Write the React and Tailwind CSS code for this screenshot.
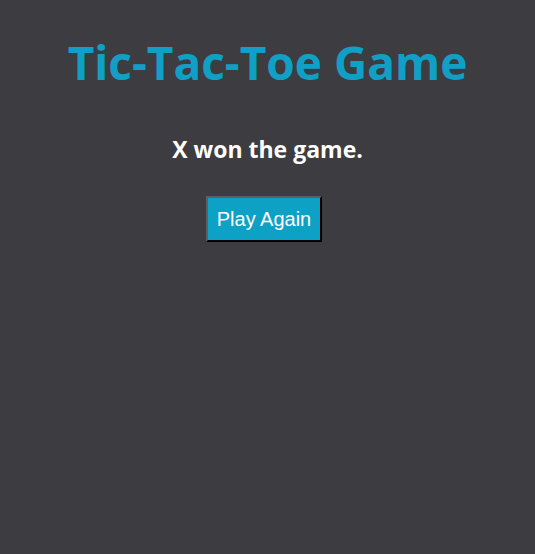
export default function App() {
  return (
    <div className="min-h-[554px] w-full bg-[#3d3c41] text-center font-['Open_Sans',sans-serif]">
      <h1 className="pt-[30px] text-[46px] font-bold leading-[64px] text-[#10a0c6]">
        Tic-Tac-Toe Game
      </h1>
      <p className="mt-[40px] text-[23px] font-bold leading-[30px] text-white">
        X won the game.
      </p>
      <button className="mt-[32px] mr-[7px] border-2 border-t-[#5f5e62] border-l-[#5f5e62] border-r-black border-b-black bg-[#0ea1c6] px-[9px] py-[6px] font-['Liberation_Sans',sans-serif] text-[20px] leading-[30px] text-white">
        Play Again
      </button>
    </div>
  );
}
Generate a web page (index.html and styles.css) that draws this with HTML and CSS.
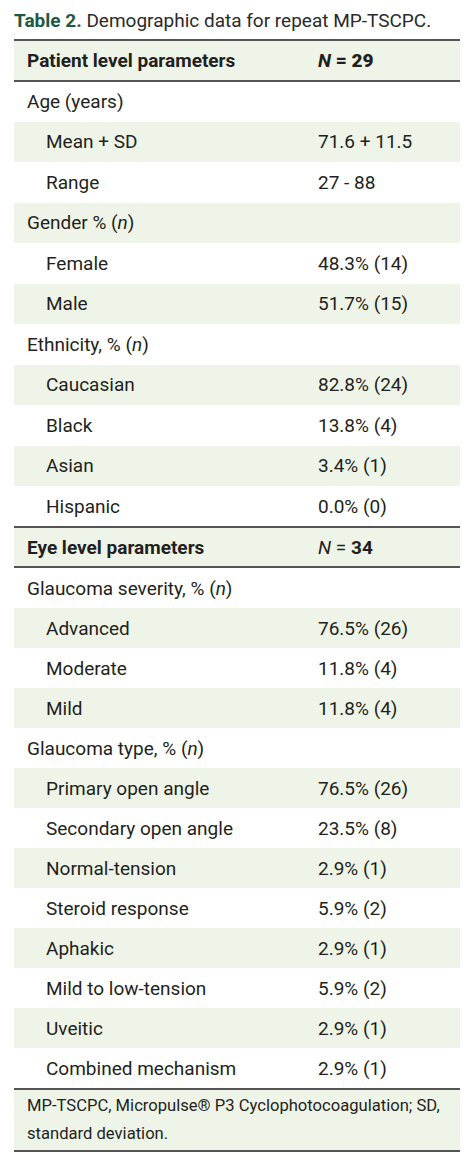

━━━━━━━━

◆ **TO BE DONE**: All preceding records should be duplicated verbatim, images excepted.

◆ **TASK SOLUTION**:
Write the React and Tailwind CSS code for this screenshot.
export default function App() {
  return (
    <div className="min-h-[554px] w-full bg-[#3d3c41] text-center font-['Open_Sans',sans-serif]">
      <h1 className="pt-[30px] text-[46px] font-bold leading-[64px] text-[#10a0c6]">
        Tic-Tac-Toe Game
      </h1>
      <p className="mt-[40px] text-[23px] font-bold leading-[30px] text-white">
        X won the game.
      </p>
      <button className="mt-[32px] mr-[7px] border-2 border-t-[#5f5e62] border-l-[#5f5e62] border-r-black border-b-black bg-[#0ea1c6] px-[9px] py-[6px] font-['Liberation_Sans',sans-serif] text-[20px] leading-[30px] text-white">
        Play Again
      </button>
    </div>
  );
}
Generate a web page (index.html and styles.css) that draws this with HTML and CSS.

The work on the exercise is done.